The views of the people on spending and budgets in Connecticut, as opposed to the views of the ruling elite, have been most clearly expressed in municipal referendums, during which extravagant spending proposals have been vetoed and trimmed. A recent Rell proposal to cap municipal spending at 3%, while at the same time permitting referendums to carve out exceptions when necessary, brought this squeal from Speaker of the House Jim Amann: "Can you imagine 169 towns holding referendums on taxes?”
Quite a revolutionary idea, actually.
In past times, the answer to a preening government that claimed to represent the true interests of the people while feathering its own nest was – revolution.

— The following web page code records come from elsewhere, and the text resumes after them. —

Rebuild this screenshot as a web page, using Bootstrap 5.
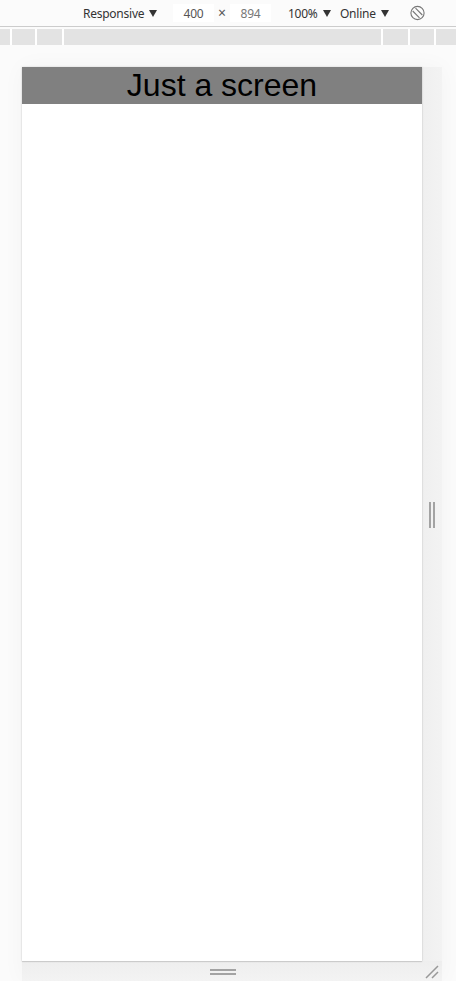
<!DOCTYPE html>
<html lang="en">
<head>
<meta charset="utf-8">
<title>Just a screen</title>
<link href="https://cdn.jsdelivr.net/npm/bootstrap@5.3.0/dist/css/bootstrap.min.css" rel="stylesheet">
<style>
html,body{height:100%;margin:0;overflow:hidden;background:#fbfbfb}
.dt-toolbar{height:27px;background:#fbfbfb;border-bottom:1px solid #ccc;padding-left:83px;font:12px/26px "Noto Sans","Open Sans",sans-serif;letter-spacing:-.25px;color:#333}
.dt-label{padding-top:1px}
.dt-caret{display:inline-block;width:0;height:0;border-left:4px solid transparent;border-right:4px solid transparent;border-top:7px solid #333;margin:0 0 1px 5px}
.dt-resp{width:90px}
.dt-num{width:41px;height:18px;line-height:19px;background:#fff;text-align:center;color:#555}
.dt-num-h{color:#777}
.dt-times{width:16px;text-align:center;color:#555;font-size:14px}
.dt-zoom{margin-left:17px;width:52px}
.dt-online{width:70px}
.dt-rule{height:16px;margin-top:2px;background:#e3e3e3}
.dt-tick{width:2px;background:#fff;flex:none}
.dt-w10{width:10px}.dt-w23{width:23px}.dt-w25{width:25px}.dt-w24{width:24px}.dt-w20{width:20px}
.dt-stage{padding:22px 0 0 22px}
.dt-grid{display:grid;grid-template-columns:400px 20px;grid-template-rows:894px 20px;background:#f2f2f2;width:420px;box-shadow:0 0 22px rgba(0,0,0,.035)}
.dt-screen{background:#fff;box-shadow:0 1px 1px rgba(0,0,0,.1),0 0 2px rgba(0,0,0,.15);position:relative;z-index:1}
.dt-title{background:#808080;color:#000;margin:0;height:37px;font:400 32px/37px "Liberation Sans",Arial,sans-serif;text-align:center}
.dt-side{background:linear-gradient(90deg,#efefef,#f3f3f3);padding-top:2px}
.dt-bottom{background:linear-gradient(180deg,#eeeeee,#f3f3f3);padding-top:2px}
.dt-bars{gap:2px}
.dt-hoff{padding-left:2px}
.dt-vbar{width:2px;height:26px;background:#a3a3a3}
.dt-hbar{width:26px;height:2px;background:#a3a3a3}
</style>
</head>
<body>
<div class="dt-toolbar d-flex align-items-center">
  <span class="dt-resp dt-label">Responsive<i class="dt-caret"></i></span>
  <span class="dt-num">400</span>
  <span class="dt-times">×</span>
  <span class="dt-num dt-num-h">894</span>
  <span class="dt-zoom dt-label">100%<i class="dt-caret"></i></span>
  <span class="dt-online dt-label">Online<i class="dt-caret"></i></span>
  <svg width="16" height="16" viewBox="0 0 16 16" fill="none" stroke="#777" stroke-width="1.1" aria-hidden="true"><circle cx="7.5" cy="8" r="6.6"/><path d="M2.7 6 9.5 12.8M5.5 3.2 12.3 10"/></svg>
</div>
<div class="dt-rule d-flex">
  <div class="dt-w10"></div><div class="dt-tick"></div>
  <div class="dt-w23"></div><div class="dt-tick"></div>
  <div class="dt-w25"></div><div class="dt-tick"></div>
  <div class="flex-grow-1"></div><div class="dt-tick"></div>
  <div class="dt-w25"></div><div class="dt-tick"></div>
  <div class="dt-w24"></div><div class="dt-tick"></div>
  <div class="dt-w20 flex-shrink-0"></div>
</div>
<div class="dt-stage">
  <div class="dt-grid">
    <div class="dt-screen"><h1 class="dt-title">Just a screen</h1></div>
    <div class="dt-side dt-bars d-flex align-items-center justify-content-center"><i class="dt-vbar"></i><i class="dt-vbar"></i></div>
    <div class="dt-bottom dt-bars dt-hoff d-flex flex-column align-items-center justify-content-center"><i class="dt-hbar"></i><i class="dt-hbar"></i></div>
    <div class="dt-bottom d-flex align-items-center justify-content-center">
      <svg width="14" height="14" viewBox="0 0 14 14" stroke="#999" stroke-width="1.5" aria-hidden="true"><path d="M1 13 13 1M7 13 13 7"/></svg>
    </div>
  </div>
</div>
</body>
</html>
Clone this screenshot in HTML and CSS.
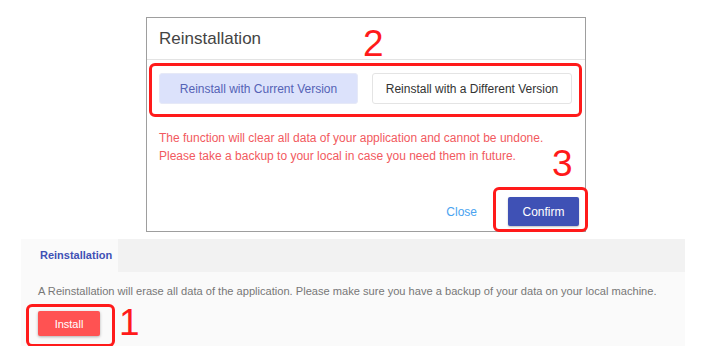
FILE: index.html
```html
<!DOCTYPE html>
<html lang="en">
<head>
  <meta charset="UTF-8">
  <meta name="viewport" content="width=device-width, initial-scale=1.0">
  <title>Reinstallation</title>
  <link rel="stylesheet" href="styles.css">
</head>
<body>
  <div class="dialog">
    <div class="dialog-title">Reinstallation</div>
    <div class="choice-row">
      <button class="choice active">Reinstall with Current Version</button>
      <button class="choice">Reinstall with a Different Version</button>
    </div>
    <p class="warning">
      The function will clear all data of your application and cannot be undone.<br>
      Please take a backup to your local in case you need them in future.
    </p>
    <div class="dialog-footer">
      <button class="link-btn">Close</button>
      <button class="confirm-btn">Confirm</button>
    </div>
    <span class="mark mark-two">2</span>
    <span class="mark mark-three">3</span>
  </div>

  <div class="panel">
    <div class="tabs">
      <div class="tab active">Reinstallation</div>
    </div>
    <div class="panel-body">
      <p class="note">A Reinstallation will erase all data of the application. Please make sure you have a backup of your data on your local machine.</p>
      <button class="install-btn">Install</button>
    </div>
    <span class="mark mark-one">1</span>
  </div>
</body>
</html>
```

FILE: styles.css
```css
body {
  margin: 0;
  background: #fff;
  font-family: 'Liberation Sans', Arial, sans-serif;
}
button {
  font-family: inherit;
  cursor: pointer;
}
.dialog {
  position: relative;
  box-sizing: border-box;
  width: 440px;
  margin: 17px 0 0 146px;
  padding-bottom: 5px;
  border: 1px solid #9e9e9e;
  background: #fff;
}
.dialog-title {
  height: 41px;
  line-height: 41px;
  padding-left: 12px;
  font-size: 17px;
  color: #444;
  border-bottom: 1px solid #e3e3e3;
}
.choice-row {
  display: flex;
  gap: 14px;
  margin: 3px 3px 0 2px;
  padding: 7px 7px 10px;
  border: 3px solid #ff1a1a;
  border-radius: 6px;
}
.choice {
  height: 31px;
  padding: 0;
  font-size: 12px;
  border-radius: 3px;
}
.choice.active {
  width: 199px;
  background: #dce2fb;
  border: 1px solid #e6e9f7;
  color: #5563b6;
}
.choice:not(.active) {
  width: 200px;
  background: #fff;
  border: 1px solid #e4e4e4;
  color: #333;
}
.warning {
  margin: 12px 0 0;
  padding-left: 12px;
  font-size: 12px;
  line-height: 18px;
  color: #f25a60;
}
.dialog-footer {
  display: flex;
  justify-content: flex-end;
  align-items: center;
  margin-top: 32px;
  padding-right: 6px;
}
.link-btn {
  background: none;
  border: none;
  padding: 0 31px 0 0;
  font-size: 12px;
  color: #4aa3f0;
}
.confirm-btn {
  position: relative;
  width: 71px;
  height: 29px;
  padding: 0;
  background: #3f51b5;
  color: #fff;
  border: none;
  border-radius: 2px;
  font-size: 12px;
  box-shadow: 0 1px 2px rgba(0, 0, 0, 0.25);
}
.confirm-btn::after {
  content: '';
  position: absolute;
  top: -10px;
  left: -15px;
  right: -9px;
  bottom: -6px;
  border: 3px solid #ff1a1a;
  border-radius: 6px;
}
.mark {
  position: absolute;
  font-size: 37px;
  line-height: 37px;
  color: #ff1a1a;
}
.mark-two {
  top: 7px;
  left: 216px;
}
.mark-three {
  top: 127px;
  left: 405px;
}
.mark-one {
  top: 65px;
  left: 98px;
}
.panel {
  position: relative;
  width: 664px;
  margin: 7px 0 0 21px;
  background: #fafafa;
}
.tabs {
  display: flex;
  height: 33px;
  background: #f2f2f2;
}
.tab {
  width: 97px;
  box-sizing: border-box;
  padding-left: 19px;
  line-height: 33px;
  font-size: 11px;
  font-weight: bold;
  color: #3f51b5;
}
.tab.active {
  background: #fafafa;
}
.panel-body {
  padding: 12px 17px 10px;
}
.note {
  margin: 0;
  font-size: 11.1px;
  line-height: 14px;
  color: #777;
}
.install-btn {
  position: relative;
  display: block;
  margin-top: 13px;
  width: 62px;
  height: 25px;
  padding: 0;
  background: #ff5252;
  color: #fff;
  border: none;
  border-radius: 2px;
  font-size: 11px;
  box-shadow: 0 1px 3px rgba(0, 0, 0, 0.3);
}
.install-btn::after {
  content: '';
  position: absolute;
  top: -7px;
  left: -12px;
  right: -15px;
  bottom: -11px;
  border: 3px solid #ff1a1a;
  border-radius: 6px;
}
```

The Sun King, Louis XIV, kept his head during his splendid reign by building flashy public monuments and burnishing his reputation as a faithful representative of the “true interests of the nation,” but other monarchs soon lost theirs when people discovered that parliaments more faithfully represented their real interests. The American nation offered a republican form of government, with checks and balances and a process that would insure a healthy turn over among the ruling elite, as a solution to the problem solved in France by the wet blade of the guillotine and the reign of terror.
In the age of revolution, arguments being used by the ruling elite to justify their monarchical and government enhancing enterprises would have been seen as measures that “eat out the substance of the people,” and heads assuredly would have rolled, both figuratively and in fact.
But we are far beyond the age of revolution. When Ben Franklin was asked after the Continental Congress had established the American government what sort of government it was to be, he replied, “You have a republic – if you can keep it.”
The defining characteristic of a republic is that representatives of the government serve the people, not the government.